For years, Moore has been clear and vocal in his opposition to gay rights and same-sex marriage. In one opinion in a 2002 custody case involving a gay mother, Moore wrote that homosexuality is “inherently immoral” and that the state had the power to punish gay parents through, “confinement and even execution.” Richard Cohen, president of the Southern Poverty Law Center, explained in a phone interview that Moore had placed the Ten Commandment tablets in his courtroom to indicate to all who entered “that religious law reigns supreme” in Alabama. “George Wallace used race to further his political agenda,” explained Cohen. “Moore is using religion to [further] his political agenda.”

Now that he’s been suspended, Moore is too old to run to reclaim his position on the court once again. (There is an age limit of 70 to seek re-election for the Alabama Supreme Court, and he will be over that limit when his term expires.) His lawyer says they will appeal the court’s ruling.
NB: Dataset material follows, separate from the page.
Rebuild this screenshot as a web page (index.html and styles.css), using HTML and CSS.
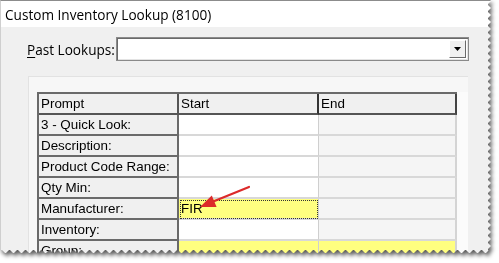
FILE: index.html
```html
<!DOCTYPE html>
<html>
<head>
<meta charset="utf-8">
<link rel="stylesheet" href="styles.css">
</head>
<body>
<div class="stage">
  <div class="shadow">
    <div class="tear-right">
      <div class="window">
        <div class="titlebar">Custom Inventory Lookup (8100)</div>
        <div class="client">
          <div class="lookup-row">
            <span class="lbl"><u>P</u>ast Lookups:</span>
            <div class="combo">
              <div class="combo-field"></div>
              <div class="combo-btn">
                <svg width="7" height="4" viewBox="0 0 7 4"><path d="M0 0H7L3.5 4Z" fill="#000"/></svg>
              </div>
            </div>
          </div>
          <div class="panel">
            <div class="grid">
              <div class="hd c-prompt">Prompt</div>
              <div class="hd c-start">Start</div>
              <div class="hd c-end">End</div>

              <div class="pr">3 - Quick Look:</div>
              <div class="st"></div>
              <div class="en"></div>

              <div class="pr">Description:</div>
              <div class="st"></div>
              <div class="en"></div>

              <div class="pr">Product Code Range:</div>
              <div class="st"></div>
              <div class="en"></div>

              <div class="pr">Qty Min:</div>
              <div class="st"></div>
              <div class="en"></div>

              <div class="pr">Manufacturer:</div>
              <div class="st focus">FIR</div>
              <div class="en"></div>

              <div class="pr">Inventory:</div>
              <div class="st"></div>
              <div class="en"></div>

              <div class="pr">Group:</div>
              <div class="st yellow"></div>
              <div class="en yellow"></div>
            </div>
            <div class="grid-side"></div>
          </div>
        </div>
      </div>
    </div>
  </div>
  <svg class="arrow" width="499" height="263" viewBox="0 0 499 263">
    <line x1="249" y1="187" x2="212" y2="202" stroke="#dc2a2a" stroke-width="2.2" stroke-linecap="round"/>
    <path d="M200 207 L211.8 195.4 L216.6 207 Z" fill="#dc2a2a"/>
  </svg>
</div>
</body>
</html>
```

FILE: styles.css
```css
html, body {
  margin: 0;
  padding: 0;
  background: #ffffff;
}

.stage {
  position: relative;
  width: 499px;
  height: 263px;
  overflow: hidden;
}

.shadow {
  width: 491px;
  height: 254px;
  filter: drop-shadow(2px 3px 2px rgba(0, 0, 0, 0.65));
}

.tear-right {
  width: 491px;
  height: 254px;
  -webkit-mask: conic-gradient(from 225deg at right, #0000, #000 1deg 89deg, #0000 90deg) 50% / 100% 7px;
  mask: conic-gradient(from 225deg at right, #0000, #000 1deg 89deg, #0000 90deg) 50% / 100% 7px;
}

.window {
  width: 491px;
  height: 254px;
  box-sizing: border-box;
  background: #f0f0f0;
  border-top: 1px solid #8c8c8c;
  border-left: 1px solid #cfcfcf;
  display: flex;
  flex-direction: column;
  -webkit-mask: conic-gradient(from -45deg at bottom, #0000, #000 1deg 89deg, #0000 90deg) 50% / 8px 100%;
  mask: conic-gradient(from -45deg at bottom, #0000, #000 1deg 89deg, #0000 90deg) 50% / 8px 100%;
}

.titlebar {
  height: 26px;
  flex: none;
  background: #ffffff;
  font-family: "Open Sans", "Noto Sans", sans-serif;
  font-size: 13.6px;
  line-height: 28px;
  color: #000;
  padding-left: 4px;
}

.client {
  flex: 1;
  display: flex;
  flex-direction: column;
}

.lookup-row {
  display: flex;
  align-items: center;
  height: 24px;
  margin-top: 10px;
  padding-left: 26px;
}

.lbl {
  font-family: "Open Sans", "Noto Sans", sans-serif;
  font-size: 13.6px;
  color: #000;
  width: 89px;
  padding-top: 1px;
}

.lbl u {
  text-decoration-thickness: 1px;
  text-underline-offset: 2px;
}

.combo {
  width: 353px;
  height: 24px;
  box-sizing: border-box;
  border: 1px solid #8a8a8a;
  box-shadow: inset 1px 1px 0 #6a6a6a, inset -1px -1px 0 #e3e3e3;
  background: #ffffff;
  display: flex;
  padding: 2px;
}

.combo-field {
  flex: 1;
}

.combo-btn {
  width: 17px;
  box-sizing: border-box;
  background: #f0f0f0;
  border-top: 1px solid #ffffff;
  border-left: 1px solid #ffffff;
  border-right: 1px solid #6a6a6a;
  border-bottom: 1px solid #6a6a6a;
  display: flex;
  align-items: center;
  justify-content: center;
}

.panel {
  margin: 15px 0 0 27px;
  width: 440px;
  flex: 1;
  box-sizing: border-box;
  border-top: 1px solid #e2e2e2;
  border-left: 1px solid #e2e2e2;
  background: #f7f7f7;
  padding: 15px 0 0 8px;
  display: flex;
  align-items: flex-start;
}

.grid {
  display: grid;
  grid-template-columns: 140px 140px 138px;
  grid-auto-rows: 21px;
  border-top: 2px solid #6a6a6a;
  border-left: 2px solid #6a6a6a;
  font-family: "Liberation Sans", Arial, sans-serif;
  font-size: 13.4px;
  color: #000;
}

.grid > div {
  box-sizing: border-box;
  line-height: 20px;
  padding-left: 2px;
  white-space: nowrap;
  overflow: hidden;
}

.hd {
  background: #f0f0f0;
  border-bottom: 2px solid #555;
}

.hd.c-prompt {
  border-right: 2px solid #555;
}

.hd.c-start {
  border-right: 2px solid #333;
}

.hd.c-end {
  border-right: 2px solid #444;
}

.pr {
  background: #f0f0f0;
  border-right: 2px solid #6a6a6a;
  border-bottom: 2px solid #6a6a6a;
}

.st {
  background: #ffffff;
  border-right: 1px solid #cfcfcf;
  border-bottom: 2px solid #d8d8d8;
}

.en {
  background: #f5f5f5;
  border-right: 2px solid #d4d4d4;
  border-bottom: 2px solid #d8d8d8;
}

.st.focus {
  background: #ffff80;
  outline: 1px dotted #333;
  outline-offset: -2px;
}

.st.yellow,
.en.yellow {
  background: #ffff80;
}

.grid-side {
  width: 12px;
  align-self: stretch;
  background: #fbfbfb;
}

.arrow {
  position: absolute;
  left: 0;
  top: 0;
  pointer-events: none;
}
```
Some of his supporters believe that Moore could run for state attorney general or governor next time around and that this verdict might serve as Moore’s stepping stone to a higher level.
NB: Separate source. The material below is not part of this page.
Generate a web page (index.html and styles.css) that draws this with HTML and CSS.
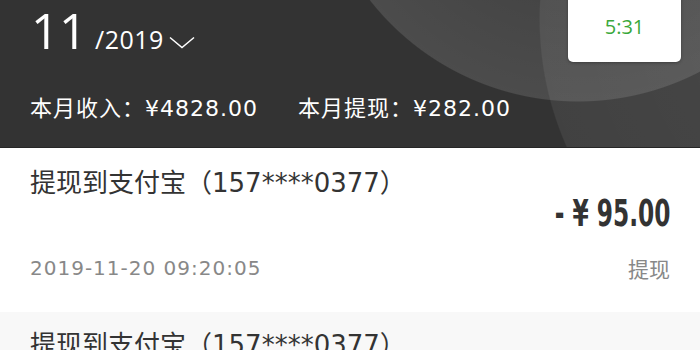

While Alabama voters in the recent past have supported Moore in his re-election to the state Supreme Court, that was by a small margin. The turnout for this week’s trial was also a markedly small group, many from out of state. So while Moore will continue to be a vocal advocate for the Christian right, it seems that his role in politics may be over. (He did once record a Christmas album, so maybe there’s a career change ahead?) And maybe Alabama can finally move on from more than a decade’s worth of controversy brewed by one man’s hate.